We all know this simply is not true.

Because of the expansion of the investor class, stock buying came to be accepted as a "sure thing" instead of the gamble that it always was. Losses, which have become more common since the end of last year, have come as a slap in the face to the new generation so used to stocks going up in value.

While it is comforting in one respect that the act of investment is open to more classes in the country, the massive culture of investment has had detrimental effects. Media is saturated with ads suggesting investment is the way to instant wealth and happiness.

No element of society is safe from this message - even children are urged to buy stock instead of save. Instead of raising the next generation as innocent children, our culture threatens to turn every citizen into a ticker junkie.

Money is not inherently evil. Indeed, it is our country's wealth that enables us to do so many wonderful things, from advanced scientific research to humanitarian relief.

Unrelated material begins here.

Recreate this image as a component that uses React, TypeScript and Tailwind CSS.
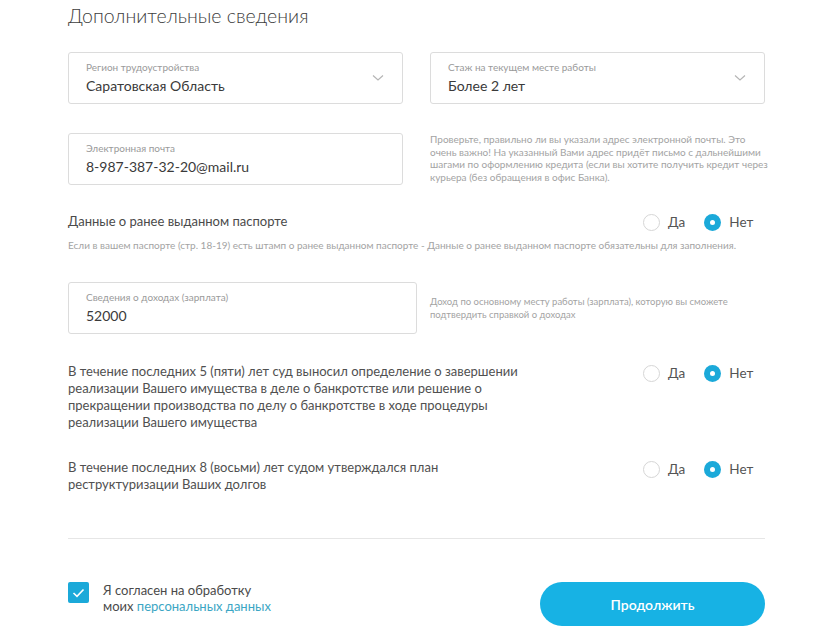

But our culture does not encourage a healthy attitude about money or investment. American children are bombarded with the constant message that making money is more important that being good, and adults put their careers and investment before family in an effort to live out that model.

Good times do not last forever. If our country's entire identity is wrapped up in being fiscally successful, Americans will be unable to withstand morally or ethically bad times.

There needs to be something stronger and more enduring for Americans to believe in than wealth.

You need only to look at the state of American families to see that the money-first model of life is dangerous. American children are more likely to spend time with teachers and day care providers than with their own parents. Divorce happens to more than 50 percent of American marriages.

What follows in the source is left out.